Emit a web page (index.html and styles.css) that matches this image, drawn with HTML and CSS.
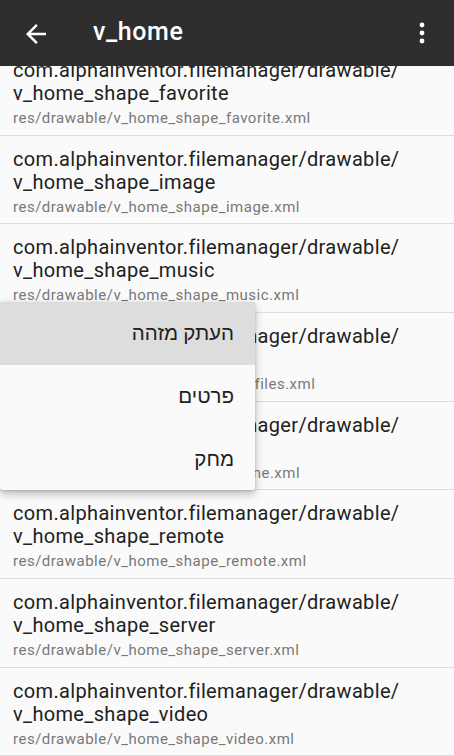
FILE: index.html
```html
<!DOCTYPE html>
<html>
    <head>
        <meta charset="utf-8">
        <title>v_home</title>
        <link rel="stylesheet" href="styles.css">
    </head>
    <body>
        <header class="appbar">
            <svg class="back" viewBox="0 0 24 24" width="30" height="30">
                <path d="M20 11H7.83l5.59-5.59L12 4l-8 8 8 8 1.41-1.41L7.83 13H20v-2z" fill="#fff"/>
            </svg>
            <h1 class="title">v_home</h1>
            <svg class="more" viewBox="0 0 8 24" width="8" height="24">
                <circle cx="4" cy="5" r="2.4" fill="#fff"/>
                <circle cx="4" cy="13" r="2.4" fill="#fff"/>
                <circle cx="4" cy="21" r="2.4" fill="#fff"/>
            </svg>
        </header>

        <ul class="list">
            <li class="item">
                <div class="name">com.alphainventor.filemanager/drawable/<br>v_home_shape_favorite</div>
                <div class="path">res/drawable/v_home_shape_favorite.xml</div>
            </li>
            <li class="item">
                <div class="name">com.alphainventor.filemanager/drawable/<br>v_home_shape_image</div>
                <div class="path">res/drawable/v_home_shape_image.xml</div>
            </li>
            <li class="item">
                <div class="name">com.alphainventor.filemanager/drawable/<br>v_home_shape_music</div>
                <div class="path">res/drawable/v_home_shape_music.xml</div>
            </li>
            <li class="item">
                <div class="name">com.alphainventor.filemanager/drawable/<br>v_home_shape_my_files</div>
                <div class="path">res/drawable/v_home_shape_my_files.xml</div>
            </li>
            <li class="item">
                <div class="name">com.alphainventor.filemanager/drawable/<br>v_home_shape_phone</div>
                <div class="path">res/drawable/v_home_shape_phone.xml</div>
            </li>
            <li class="item">
                <div class="name">com.alphainventor.filemanager/drawable/<br>v_home_shape_remote</div>
                <div class="path">res/drawable/v_home_shape_remote.xml</div>
            </li>
            <li class="item">
                <div class="name">com.alphainventor.filemanager/drawable/<br>v_home_shape_server</div>
                <div class="path">res/drawable/v_home_shape_server.xml</div>
            </li>
            <li class="item">
                <div class="name">com.alphainventor.filemanager/drawable/<br>v_home_shape_video</div>
                <div class="path">res/drawable/v_home_shape_video.xml</div>
            </li>
        </ul>

        <div class="popup" dir="rtl">
            <div class="popup-item active">העתק מזהה</div>
            <div class="popup-item">פרטים</div>
            <div class="popup-item">מחק</div>
        </div>
    </body>
</html>
```

FILE: styles.css
```css
html, body {
    height: 100%;
}

body {
    margin: 0;
    font-family: Roboto, "Liberation Sans", sans-serif;
    background-color: #fafafa;
    color: #212121;
    overflow: hidden;
    position: relative;
}

.appbar {
    position: relative;
    z-index: 1;
    height: 66px;
    background-color: #2e2e2e;
    display: flex;
    align-items: center;
    padding: 0 0 0 21px;
    box-sizing: border-box;
}

.back {
    display: block;
    margin-top: 1px;
}

.title {
    margin: 0 0 0 42px;
    flex: 1;
    color: #fff;
    font-size: 25px;
    font-weight: 500;
    letter-spacing: 0.6px;
    line-height: 1;
    padding-bottom: 3px;
}

.more {
    display: block;
    margin-right: 28px;
    margin-top: -3px;
}

.list {
    list-style: none;
    margin: -19px 0 0 0;
    padding: 0;
}

.item {
    padding: 12px 13px 7px;
    border-bottom: 1px solid #dcdcdc;
    height: 88.67px;
    box-sizing: border-box;
}

.name {
    font-size: 20px;
    line-height: 23px;
    letter-spacing: 0.34px;
    color: #212121;
    white-space: nowrap;
}

.path {
    margin-top: 3px;
    font-size: 15px;
    line-height: 20px;
    letter-spacing: 0.5px;
    color: #787878;
    white-space: nowrap;
}

/* context menu */
.popup {
    position: absolute;
    top: 302px;
    left: 0;
    width: 255px;
    background-color: #fafafa;
    box-shadow: 0 4px 10px rgba(0,0,0,0.25), 0 1px 3px rgba(0,0,0,0.15);
    border-radius: 2px;
    font-family: Roboto, "Liberation Sans", "DejaVu Sans", sans-serif;
}

.popup-item {
    height: 62.67px;
    display: flex;
    align-items: center;
    padding-right: 21px;
    font-size: 20.5px;
    color: #212121;
}

.popup-item.active {
    background-color: #dddddd;
}
```
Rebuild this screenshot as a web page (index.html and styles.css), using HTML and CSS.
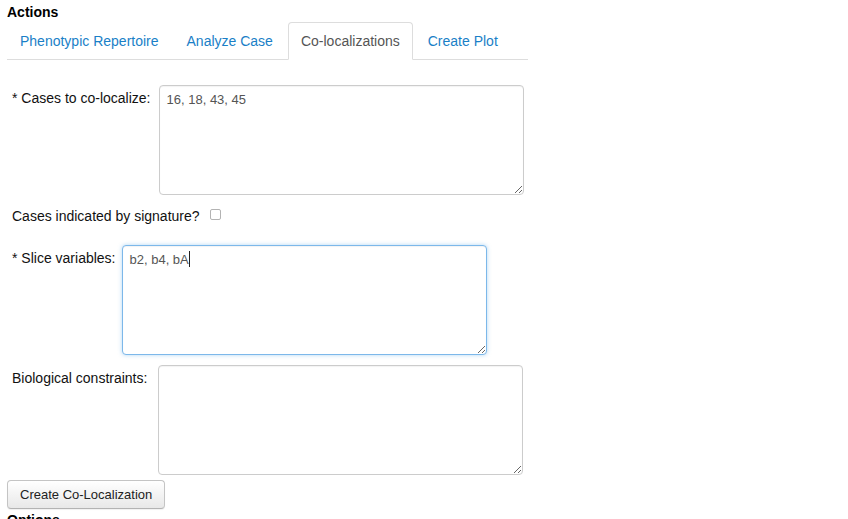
FILE: index.html
```html
<!DOCTYPE html>
<html>
<head>
<meta charset="utf-8">
<link rel="stylesheet" href="styles.css">
</head>
<body>
<div class="page">
  <h4 class="section-title">Actions</h4>
  <ul class="tabs">
    <li class="tab"><a href="#">Phenotypic Repertoire</a></li>
    <li class="tab"><a href="#">Analyze Case</a></li>
    <li class="tab active"><a href="#">Co-localizations</a></li>
    <li class="tab"><a href="#">Create Plot</a></li>
  </ul>
  <form class="form">
    <div class="row row-cases">
      <label class="label">* Cases to co-localize:</label>
      <textarea class="field">16, 18, 43, 45</textarea>
    </div>
    <div class="row row-check">
      <label class="label">Cases indicated by signature?</label>
      <span class="checkbox"></span>
    </div>
    <div class="row row-slice">
      <label class="label">* Slice variables:</label>
      <div class="field field-focus" role="textbox">b2, b4, bA<span class="caret"></span></div>
    </div>
    <div class="row row-bio">
      <label class="label">Biological constraints:</label>
      <textarea class="field"></textarea>
    </div>
    <button type="button" class="btn">Create Co-Localization</button>
  </form>
  <h4 class="section-title options">Options</h4>
</div>
</body>
</html>
```
FILE: styles.css
```css
* { box-sizing: border-box; }
html, body { margin: 0; padding: 0; background: #fff; }
body {
  font-family: "Liberation Sans", Arial, Helvetica, sans-serif;
  font-size: 14px;
  color: #222;
  overflow: hidden;
}
.page { padding: 0 7px; }
.section-title {
  margin: 0;
  padding-top: 4px;
  font-size: 14px;
  line-height: 17px;
  font-weight: bold;
  color: #000;
}
.tabs {
  list-style: none;
  margin: 1px 0 0 0;
  padding: 0;
  width: 521px;
  display: flex;
  border-bottom: 1px solid #ddd;
}
.tab { margin-right: 2px; margin-bottom: -1px; }
.tab a {
  display: block;
  padding: 10px 12px 9px;
  line-height: 17px;
  font-size: 14px;
  color: #1a7fc7;
  text-decoration: none;
  border: 1px solid transparent;
  border-radius: 4px 4px 0 0;
}
.tab.active a {
  color: #555;
  background: #fff;
  border-color: #ddd #ddd transparent;
}
.form { margin-top: 25px; }
.row { display: flex; align-items: flex-start; }
.label {
  padding-left: 5px;
  padding-top: 5px;
  line-height: 17px;
  font-size: 14px;
  color: #111;
}
.field {
  display: block;
  margin: 0 0 0 9px;
  width: 365px;
  height: 110px;
  padding: 5px 7px;
  font-family: "Liberation Sans", Arial, Helvetica, sans-serif;
  font-size: 13px;
  line-height: 18px;
  color: #555;
  background: #fff;
  border: 1px solid #ccc;
  border-radius: 4px;
  box-shadow: inset 0 1px 1px rgba(0,0,0,0.05);
  resize: both;
  overflow: auto;
  outline: none;
}
.row-cases .field { margin-left: 8px; }
.row-slice .field { margin-left: 6px; }
.row-bio .field { margin-left: 11px; }
.field-focus {
  border-color: #7cb8ea;
  box-shadow: inset 0 1px 1px rgba(0,0,0,0.05), 0 0 4px rgba(102,175,233,0.5);
}
.caret {
  display: inline-block;
  width: 1px;
  height: 16px;
  background: #222;
  vertical-align: -3px;
}
.row-check { margin-top: 13px; align-items: center; }
.row-check .label { padding-top: 0; line-height: 16px; }
.checkbox {
  display: inline-block;
  width: 11px;
  height: 11px;
  margin-left: 10px;
  margin-top: -4px;
  border: 1px solid #b3b3b3;
  border-radius: 2px;
  background: #fff;
}
.row-slice { margin-top: 21px; }
.row-bio { margin-top: 10px; }
.btn {
  display: block;
  margin-top: 5px;
  height: 29px;
  padding: 0 12px;
  font-family: "Liberation Sans", Arial, Helvetica, sans-serif;
  font-size: 13px;
  color: #222;
  background: linear-gradient(#fff, #e8e8e8);
  border: 1px solid #c4c4c4;
  border-bottom-color: #b3b3b3;
  border-radius: 4px;
  box-shadow: inset 0 1px 0 rgba(255,255,255,.3), 0 1px 1px rgba(0,0,0,.06);
}
.options { padding-top: 3px; }
```
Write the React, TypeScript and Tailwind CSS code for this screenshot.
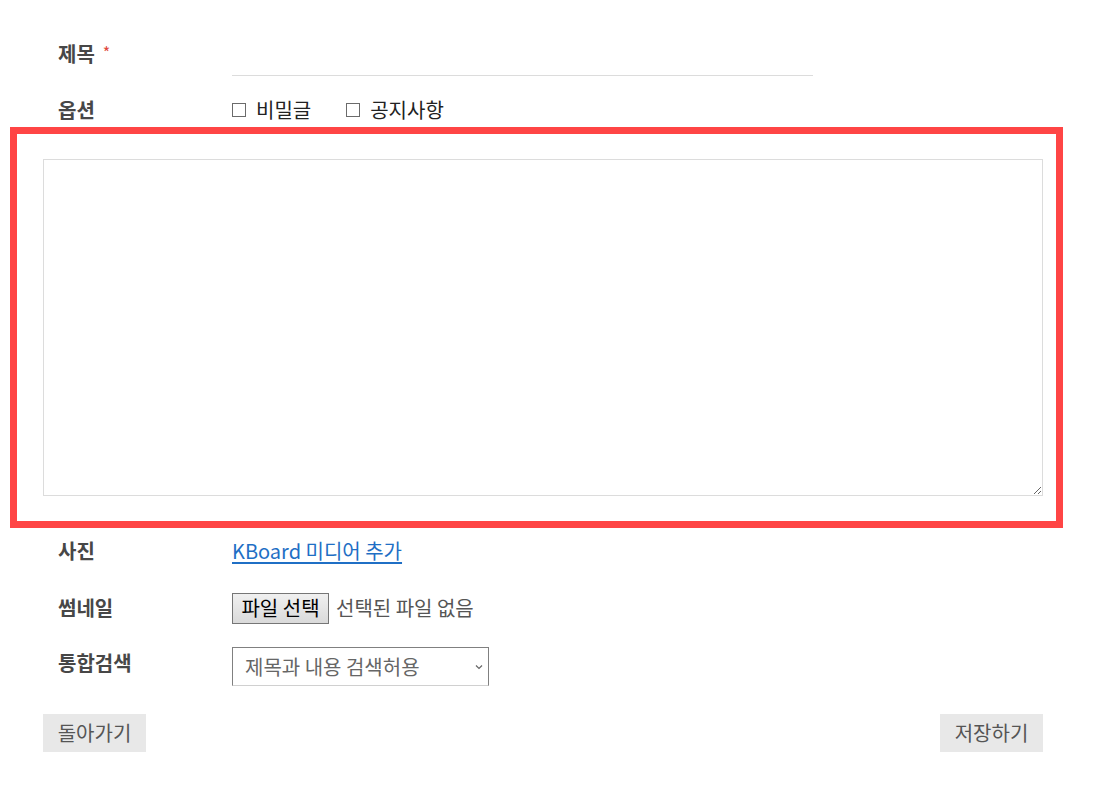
import React from "react";

const font = { fontFamily: '"Noto Sans CJK KR", "Noto Sans", sans-serif' };

function Label({ children, className = "" }: { children: React.ReactNode; className?: string }) {
  return (
    <div className={"w-[189px] shrink-0 pl-[15px] text-[20px] font-bold leading-[28px] text-[#474747] " + className}>
      {children}
    </div>
  );
}

function Check({ label }: { label: string }) {
  return (
    <label className="flex items-center">
      <span className="block h-[14px] w-[14px] border-[1.5px] border-[#6b6b6b] bg-white" />
      <span className="ml-[10px] text-[20px] leading-[28px] text-[#222]">{label}</span>
    </label>
  );
}

export default function App() {
  return (
    <div className="min-h-[786px] w-full bg-white" style={font}>
      <div className="ml-[43px] w-[1000px] pt-[36px]">
        {/* 제목 */}
        <div className="flex h-[40px]">
          <Label className="pt-[4px]">
            제목
            <span className="relative top-[-3px] ml-[8px] text-[16px] font-normal text-[#e0483b]">*</span>
          </Label>
          <div className="h-[40px] w-[581px] border-b border-[#dcdcdc]" />
        </div>

        {/* 옵션 */}
        <div className="mt-[20px] flex h-[28px] items-center">
          <Label>옵션</Label>
          <div className="flex items-center gap-[35px]">
            <Check label="비밀글" />
            <Check label="공지사항" />
          </div>
        </div>

        {/* 본문 (highlighted) */}
        <div className="mt-[3px] ml-[-33px] mr-[-20px] border-[7px] border-[#ff4545] pt-[25px] pb-[25px] pl-[26px] pr-[13px]">
          <textarea className="block h-[337px] w-[1000px] border border-[#dcdcdc] bg-white outline-none" />
        </div>

        {/* 사진 */}
        <div className="mt-[9px] flex h-[28px] items-center">
          <Label>사진</Label>
          <a className="text-[20px] leading-[28px] text-[#1f6fc5] underline underline-offset-[3px]" href="#">
            KBoard 미디어 추가
          </a>
        </div>

        {/* 썸네일 */}
        <div className="mt-[28px] flex h-[30px] items-center">
          <Label>썸네일</Label>
          <div className="flex items-center">
            <span className="flex h-[31px] w-[97px] items-center justify-center border border-[#767676] bg-gradient-to-b from-[#f0f0f0] to-[#dadada] text-[20px] leading-[28px] text-black">
              파일 선택
            </span>
            <span className="ml-[7px] text-[20px] leading-[28px] text-[#555]">선택된 파일 없음</span>
          </div>
        </div>

        {/* 통합검색 */}
        <div className="mt-[24px] flex h-[39px]">
          <Label className="pt-[2px]">통합검색</Label>
          <div className="flex h-[39px] w-[257px] items-center justify-between border border-[#808080] border-b-[#d0d0d0] pl-[12px] pr-[5px]">
            <span className="text-[20px] leading-[28px] text-[#666]">제목과 내용 검색허용</span>
            <svg width="8" height="6" viewBox="0 0 8 6" className="mt-[1px]">
              <path d="M1 1.5 L4 4.5 L7 1.5" fill="none" stroke="#666" strokeWidth="1.2" />
            </svg>
          </div>
        </div>

        {/* 버튼 */}
        <div className="mt-[28px] flex justify-between">
          <button className="h-[38px] w-[103px] bg-[#e8e8e8] text-[20px] leading-[28px] text-[#555]">돌아가기</button>
          <button className="h-[38px] w-[103px] bg-[#e8e8e8] text-[20px] leading-[28px] text-[#555]">저장하기</button>
        </div>
      </div>
    </div>
  );
}
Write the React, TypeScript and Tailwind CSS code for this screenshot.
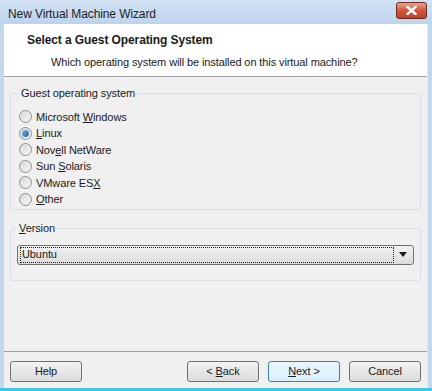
import React, { useState } from 'react';

const font = { fontFamily: '"Liberation Sans", Arial, sans-serif', letterSpacing: '-0.1px' };

const osList = [
  { id: 'win', pre: 'Microsoft ', key: 'W', post: 'indows' },
  { id: 'linux', pre: '', key: 'L', post: 'inux' },
  { id: 'netware', pre: 'Nov', key: 'e', post: 'll NetWare' },
  { id: 'solaris', pre: 'Sun ', key: 'S', post: 'olaris' },
  { id: 'esx', pre: 'VMware ES', key: 'X', post: '' },
  { id: 'other', pre: '', key: 'O', post: 'ther' },
];

function Radio({ checked }: { checked: boolean }) {
  return (
    <span className="w-[13px] h-[13px] rounded-full border border-[#8f8f8f] bg-gradient-to-br from-[#d9d9d9] to-[#f6f6f6] flex items-center justify-center shrink-0">
      {checked && <span className="w-[7px] h-[7px] rounded-full bg-gradient-to-br from-[#7ab6ea] to-[#1c5fa6]" />}
    </span>
  );
}

function WinButton({ children, focused = false }: { children: React.ReactNode; focused?: boolean }) {
  return (
    <button
      className={`w-[72px] h-[21px] rounded-[3px] border text-[11px] text-[#1a1a1a] leading-none flex items-center justify-center bg-gradient-to-b ${
        focused ? 'border-[#3c7fb1] from-[#eaf6fd] to-[#d9f0fc]' : 'border-[#707070] from-[#f2f2f2] to-[#dcdcdc]'
      }`}
    >
      {children}
    </button>
  );
}

export default function App() {
  const [selected, setSelected] = useState('linux');

  return (
    <div className="w-[432px] h-[391px] bg-[#c4d7ed] flex flex-col overflow-hidden text-[#1a1a1a]" style={font}>
      {/* Title bar */}
      <div className="h-[24px] flex items-center justify-between pl-[8px] pr-[5px] bg-gradient-to-b from-[#d3e2f3] to-[#bcd3ec]">
        <span className="text-[12px] text-[#1e1e1e] pt-[3px]">New Virtual Machine Wizard</span>
        <div className="w-[31px] h-[17px] -mt-[3px] rounded-[3px] border border-[#6e2a1e] bg-gradient-to-b from-[#e8a493] via-[#d1563c] to-[#c0412a] flex items-center justify-center">
          <svg width="11" height="9" viewBox="0 0 11 9">
            <path d="M1.5 1 L9.5 8 M9.5 1 L1.5 8" stroke="#fff" strokeWidth="2.4" strokeLinecap="square" />
          </svg>
        </div>
      </div>

      <div className="flex-1 flex flex-col ml-[4px] mr-[4px] border-r border-[#e3ecf6]">
        {/* Header */}
        <div className="h-[53px] bg-white border-b border-[#a0a0a0] pl-[23px] pt-[7px]">
          <div className="text-[12px] font-bold leading-[18px]">Select a Guest Operating System</div>
          <div className="text-[11px] leading-[18px] pl-[24px] mt-[4px]">Which operating system will be installed on this virtual machine?</div>
        </div>

        {/* Body */}
        <div className="flex-1 bg-[#f0f0f0] px-[6px] pt-[8px] flex flex-col">
          <fieldset className="border border-[#d5dfe5] rounded-[3px] pl-[8px] pb-[3px] h-[125px]">
            <legend className="text-[11px] px-[3px] ml-[-1px]">Guest operating system</legend>
            <div className="flex flex-col mt-[7px]">
              {osList.map(os => (
                <label key={os.id} onClick={() => setSelected(os.id)} className="h-[16.5px] flex items-center gap-[4px] text-[11px]">
                  <Radio checked={selected === os.id} />
                  <span>
                    {os.pre}
                    <span className="underline">{os.key}</span>
                    {os.post}
                  </span>
                </label>
              ))}
            </div>
          </fieldset>

          <fieldset className="mt-[10px] border border-[#d5dfe5] rounded-[3px] px-[6px] h-[61px]">
            <legend className="text-[11px] px-[3px] ml-[-1px]">
              <span className="underline">V</span>ersion
            </legend>
            <div className="mt-[8px] h-[20px] rounded-[3px] border border-[#707070] bg-gradient-to-b from-[#f2f2f2] to-[#dcdcdc] flex items-center pl-[2px] pr-[1px]">
              <div className="flex-1 h-[16px] border border-dotted border-[#222] flex items-center text-[11px] pl-[1px]">Ubuntu</div>
              <div className="w-[18px] flex justify-center">
                <svg width="8" height="5" viewBox="0 0 8 5"><path d="M0 0 H8 L4 5 Z" fill="#1a1a1a" /></svg>
              </div>
            </div>
          </fieldset>

          <div className="flex-1" />

          {/* Footer */}
          <div className="-mx-[6px] border-t border-[#a0a0a0] pt-[9px] pb-[6px] px-[6px] flex items-center">
            <WinButton>Help</WinButton>
            <div className="flex-1" />
            <div className="flex gap-[9px]">
              <WinButton>&lt;&nbsp;<span className="underline">B</span>ack</WinButton>
              <WinButton focused><span className="underline">N</span>ext &gt;</WinButton>
              <WinButton>Cancel</WinButton>
            </div>
          </div>
        </div>
      </div>

      {/* bottom frame */}
      <div className="h-[3px] bg-[#3fc6ee]" />
    </div>
  );
}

= = = = =

In the records above, locate every line with the string "this" and copy it.

> Right answer:
Emit a web page (index.html and styles.css) that matches this image, drawn with HTML and CSS.
Rebuild this screenshot as a web page (index.html and styles.css), using HTML and CSS.
Write the React, TypeScript and Tailwind CSS code for this screenshot.
Write the React, TypeScript and Tailwind CSS code for this screenshot.
          <div className="text-[11px] leading-[18px] pl-[24px] mt-[4px]">Which operating system will be installed on this virtual machine?</div>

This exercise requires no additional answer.